Из Лиона он отправился в Дижон, оттуда в Марсель, где в честь его организовалась бурная манифестация. Затем он отправился сказать речь забастовавшим рабочим в Фурми. Его популярность возросла значительно за два месяца предшествовавшаго молчания; теперь она еще увеличилась, благодаря усилиям, которыя он делал, чтобы действовать и говорить; это придавало его словам непреодолимое могущество, как будто в них воплощалась та внутренняя буря, которая как бы сдавливала его энергию, сосредоточивала ее, и прорывалась даже в его жестах, и сообщала его речам огненную порывистость, захватывавшую слушателей. Он испытывал странное очарование, очарование глубоких, но скрытых чувств, которыя, не проявляясь сами, тем не менее царят во всех малейших жизненных актах. Женщины влюблялись в него. Газеты, даже те, которыя наиболее яростно боролись с его идеями, выражали почтение к его личности. Как раз в этот момент, какому-то репортеру, посетившему Аннеси, пришла мысль напечатат заметку о том, как проводит лето семья Тесье; он изобразил настоящую идилию, где даже описывал светлыя платья Анни и Лавренции и мирное счастье, которое царит у семейнаго очага, где ожидают близкие сердцу великаго человека, в то время, как он совершает триумфальное шествие по Франции, являющееся триумфом добродетели.
Мишель прочел заметку в Кабуре, куда он таки нашел возможность заехать между двумя речами. Он прочел ее во время безконечнаго страстнаго ожидания, полнаго лихорадочной тоски. Приехав по утру, в прекрасную погоду, он думал, что Бланка непременно покажется на берегу; во первых потому, что наступил купальный час, а во вторых, для прогулки. Не зная еще, заговорит ли он с нею, или только поглядит на нее, когда она пройдет мимо, он ждал ее, он бродил вдоль набережной, внизу которой едва подернутое рябью томно плескало море, лазурное как и небо, невинное и почти безмолвное. Берег мало-по-малу наполнялся, купающиеся резвились на глазах у зевак, часы проходили. В нервном волнении, с пересохшим горлом, с разгоряченной головой, Мишель, бродя в толпе, вздрагивал при виде каждой появлявшейся новой грулпы гуляющих и в то же время с трепетом жаждал узнать среди них знакомую фигуру.
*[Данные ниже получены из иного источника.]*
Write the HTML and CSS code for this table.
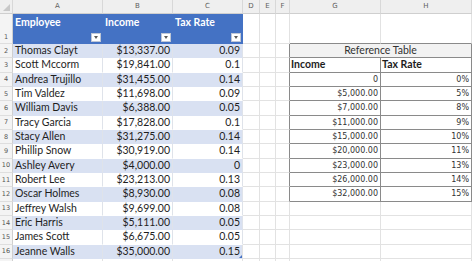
FILE: index.html
```html
<!DOCTYPE html>
<html>
<head>
<meta charset="utf-8">
<link rel="stylesheet" href="styles.css">
</head>
<body>
<div class="sheet">
  <!-- column headers -->
  <div class="ch corner"></div>
  <div class="ch">A</div><div class="ch">B</div><div class="ch">C</div><div class="ch">D</div><div class="ch">E</div><div class="ch">F</div><div class="ch">G</div><div class="ch">H</div>
  <!-- row 1 -->
  <div class="rh rh1">1</div>
  <div class="c th"><span>Employee</span><span class="dd"></span></div>
  <div class="c th"><span>Income</span><span class="dd"></span></div>
  <div class="c th"><span>Tax Rate</span><span class="dd"></span></div>
  <div class="c"></div><div class="c"></div><div class="c"></div><div class="c tb"></div><div class="c tb"></div>
  <!-- row 2 -->
  <div class="rh">2</div>
  <div class="c t band">Thomas Clayt</div><div class="c t band n">$13,337.00</div><div class="c t band n">0.09</div>
  <div class="c"></div><div class="c"></div><div class="c lb"></div>
  <div class="c r rt">Reference Table</div>
  <!-- row 3 -->
  <div class="rh">3</div>
  <div class="c t">Scott Mccorm</div><div class="c t n">$19,841.00</div><div class="c t n">0.1</div>
  <div class="c"></div><div class="c"></div><div class="c lb"></div>
  <div class="c r b">Income</div><div class="c r b">Tax Rate</div>
  <!-- row 4 -->
  <div class="rh">4</div>
  <div class="c t band">Andrea Trujillo</div><div class="c t band n">$31,455.00</div><div class="c t band n">0.14</div>
  <div class="c"></div><div class="c"></div><div class="c lb"></div>
  <div class="c r rn">0</div><div class="c r rn">0%</div>
  <!-- row 5 -->
  <div class="rh">5</div>
  <div class="c t">Tim Valdez</div><div class="c t n">$11,698.00</div><div class="c t n">0.09</div>
  <div class="c"></div><div class="c"></div><div class="c lb"></div>
  <div class="c r rn">$5,000.00</div><div class="c r rn">5%</div>
  <!-- row 6 -->
  <div class="rh">6</div>
  <div class="c t band">William Davis</div><div class="c t band n">$6,388.00</div><div class="c t band n">0.05</div>
  <div class="c"></div><div class="c"></div><div class="c lb"></div>
  <div class="c r rn">$7,000.00</div><div class="c r rn">8%</div>
  <!-- row 7 -->
  <div class="rh">7</div>
  <div class="c t">Tracy Garcia</div><div class="c t n">$17,828.00</div><div class="c t n">0.1</div>
  <div class="c"></div><div class="c"></div><div class="c lb"></div>
  <div class="c r rn">$11,000.00</div><div class="c r rn">9%</div>
  <!-- row 8 -->
  <div class="rh">8</div>
  <div class="c t band">Stacy Allen</div><div class="c t band n">$31,275.00</div><div class="c t band n">0.14</div>
  <div class="c"></div><div class="c"></div><div class="c lb"></div>
  <div class="c r rn">$15,000.00</div><div class="c r rn">10%</div>
  <!-- row 9 -->
  <div class="rh">9</div>
  <div class="c t">Phillip Snow</div><div class="c t n">$30,919.00</div><div class="c t n">0.14</div>
  <div class="c"></div><div class="c"></div><div class="c lb"></div>
  <div class="c r rn">$20,000.00</div><div class="c r rn">11%</div>
  <!-- row 10 -->
  <div class="rh">10</div>
  <div class="c t band">Ashley Avery</div><div class="c t band n">$4,000.00</div><div class="c t band n">0</div>
  <div class="c"></div><div class="c"></div><div class="c lb"></div>
  <div class="c r rn">$23,000.00</div><div class="c r rn">13%</div>
  <!-- row 11 -->
  <div class="rh">11</div>
  <div class="c t">Robert Lee</div><div class="c t n">$23,213.00</div><div class="c t n">0.13</div>
  <div class="c"></div><div class="c"></div><div class="c lb"></div>
  <div class="c r rn">$26,000.00</div><div class="c r rn">14%</div>
  <!-- row 12 -->
  <div class="rh">12</div>
  <div class="c t band">Oscar Holmes</div><div class="c t band n">$8,930.00</div><div class="c t band n">0.08</div>
  <div class="c"></div><div class="c"></div><div class="c lb"></div>
  <div class="c r rn">$32,000.00</div><div class="c r rn">15%</div>
  <!-- row 13 -->
  <div class="rh">13</div>
  <div class="c t">Jeffrey Walsh</div><div class="c t n">$9,699.00</div><div class="c t n">0.08</div>
  <div class="c"></div><div class="c"></div><div class="c"></div><div class="c"></div><div class="c"></div>
  <!-- row 14 -->
  <div class="rh">14</div>
  <div class="c t band">Eric Harris</div><div class="c t band n">$5,111.00</div><div class="c t band n">0.05</div>
  <div class="c"></div><div class="c"></div><div class="c"></div><div class="c"></div><div class="c"></div>
  <!-- row 15 -->
  <div class="rh">15</div>
  <div class="c t">James Scott</div><div class="c t n">$6,675.00</div><div class="c t n">0.05</div>
  <div class="c"></div><div class="c"></div><div class="c"></div><div class="c"></div><div class="c"></div>
  <!-- row 16 -->
  <div class="rh">16</div>
  <div class="c t band">Jeanne Walls</div><div class="c t band n">$35,000.00</div><div class="c t band n last">0.15</div>
  <div class="c"></div><div class="c"></div><div class="c"></div><div class="c"></div><div class="c"></div>
  <!-- row 17 (partly visible) -->
  <div class="rh"></div>
  <div class="c"></div><div class="c"></div><div class="c"></div><div class="c"></div><div class="c"></div><div class="c"></div><div class="c"></div><div class="c"></div>
</div>
</body>
</html>
```

FILE: styles.css
```css
html, body {
  margin: 0;
  padding: 0;
  background: #ffffff;
  overflow: hidden;
}

body {
  width: 474px;
  height: 261px;
  font-family: Lato, "Open Sans", sans-serif;
}

.sheet {
  display: grid;
  grid-template-columns: 13px 90px 70px 70px 17px 16px 14px 91px 91px;
  grid-template-rows: 14px 30px repeat(15, 14.33px) 14px;
}

.ch {
  box-sizing: border-box;
  background: #efefef;
  color: #606060;
  font-family: "DejaVu Sans", sans-serif;
  font-size: 7px;
  text-align: center;
  line-height: 13px;
  border-right: 1px solid #d8d8d8;
  border-bottom: 1px solid #cfcfcf;
}

.corner {
  position: relative;
}

.corner::after {
  content: "";
  position: absolute;
  right: 2px;
  bottom: 2px;
  border-left: 7px solid transparent;
  border-bottom: 7px solid #c8c8c8;
}

.rh {
  box-sizing: border-box;
  background: #f4f4f4;
  color: #555;
  font-family: "DejaVu Sans", sans-serif;
  font-size: 6.5px;
  text-align: center;
  display: flex;
  align-items: center;
  justify-content: center;
  border-right: 1px solid #cfcfcf;
  border-bottom: 1px solid #dedede;
}

.rh1 {
  align-items: flex-end;
  padding-bottom: 2px;
}

.c {
  box-sizing: border-box;
  border-right: 1px solid #e2e2e2;
  border-bottom: 1px solid #e2e2e2;
  font-size: 10.5px;
  color: #1e1e1e;
  white-space: nowrap;
  overflow: hidden;
  line-height: 13px;
  padding: 0 2px;
}

.n {
  text-align: right;
}

.th {
  background: #4472c4;
  color: #ffffff;
  font-weight: bold;
  border-right-color: #4472c4;
  border-bottom-color: #4472c4;
  display: flex;
  flex-direction: column;
  justify-content: space-between;
  padding: 2px 1px 1px 2px;
}

.dd {
  align-self: flex-end;
  box-sizing: border-box;
  width: 10px;
  height: 9px;
  background: #ffffff;
  border: 1px solid #bfc7d6;
  display: flex;
  align-items: center;
  justify-content: center;
}

.dd::after {
  content: "";
  border-left: 2.5px solid transparent;
  border-right: 2.5px solid transparent;
  border-top: 3px solid #5a5a5a;
}

.t {
  border-right-color: #dfe3ea;
  border-bottom-color: transparent;
}

.band {
  background: #d9e1f2;
}

.last {
  position: relative;
  border-right-color: #e2e2e2;
}

.last::after {
  content: "";
  position: absolute;
  right: 0;
  bottom: 0;
  border-left: 3px solid transparent;
  border-bottom: 3px solid #4472c4;
}

.tb {
  border-bottom-color: #8a8a8a;
}

.lb {
  border-right-color: #8a8a8a;
}

.r {
  border-right-color: #8a8a8a;
  border-bottom-color: #8a8a8a;
}

.rt {
  grid-column: span 2;
  background: #f2f2f2;
  text-align: center;
  color: #333;
}

.b {
  font-weight: bold;
  padding-left: 1px;
}

.rn {
  font-family: "DejaVu Sans", sans-serif;
  font-size: 8px;
  text-align: right;
  color: #333;
}
```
Ему приходилось приподнимать край шляпы, пожимать руки, произносить банальное:— А, и вы здесь?..— в то же время всеми своими желаниями призывая Бланку и трепеща заметить ея появление, именно когда его задерживает кто нибудь из этих знакомых. Она не появлялась. Когда он наконец чуть не в двадцатый раз начал свой круг, продолжая осматриваться, ему представилось, что все замечают его возбужденное состояние, следят за ним, все глаза на него устремлены, и все догадаются о причине его волнения, когда появится Бланка. Однако он не мог отказаться от надежды ее увидеть, после этих четырех часов ожидания, когда он считал минуты, погруженный в болезненныя мечты. Наконец настал час завтрака и берег опустел. Мишел вошел в кафе, приказал себе подать два яйца в смятку, сделал над собою усилие чтобы съесть их, и принял решение: он должен уехать вечером. Он не в состоянии перенести еще полдня тоскливаго ожидания, быть может напраснаго. Он решил отправиться к Керье.
Г-жа Керье,— муж ея был в отсутствии,— приняла его на веранде. Она удивилась, увидав его, и он должен был объяснить, как попал в Кабур, знал что Бланка здесь, и пожелал справиться о ней.
— Она совершенно благополучна,— отвечала г-жа Керье, никогда не обращавшая внимания на свою дочь;— она много веселится, и морской воздух оказывает на нее благотворное влияние. Да если позволите, я схожу отыщу ее; она будет приятно удивлена видеть вас.
“Совершенно благополучна, много веселится”. Мишель несколько минут чувствовал какое-то противуречивое волнение. Но появление Бланки разсеяло все подозрения, которыя было заскреблись в его сердце: она была очень худа, бледна, болезненна, и ея движения, походка, взгляд, вся она, наконец, была проникнута глубокой, неисцелимой, безконечной грустью.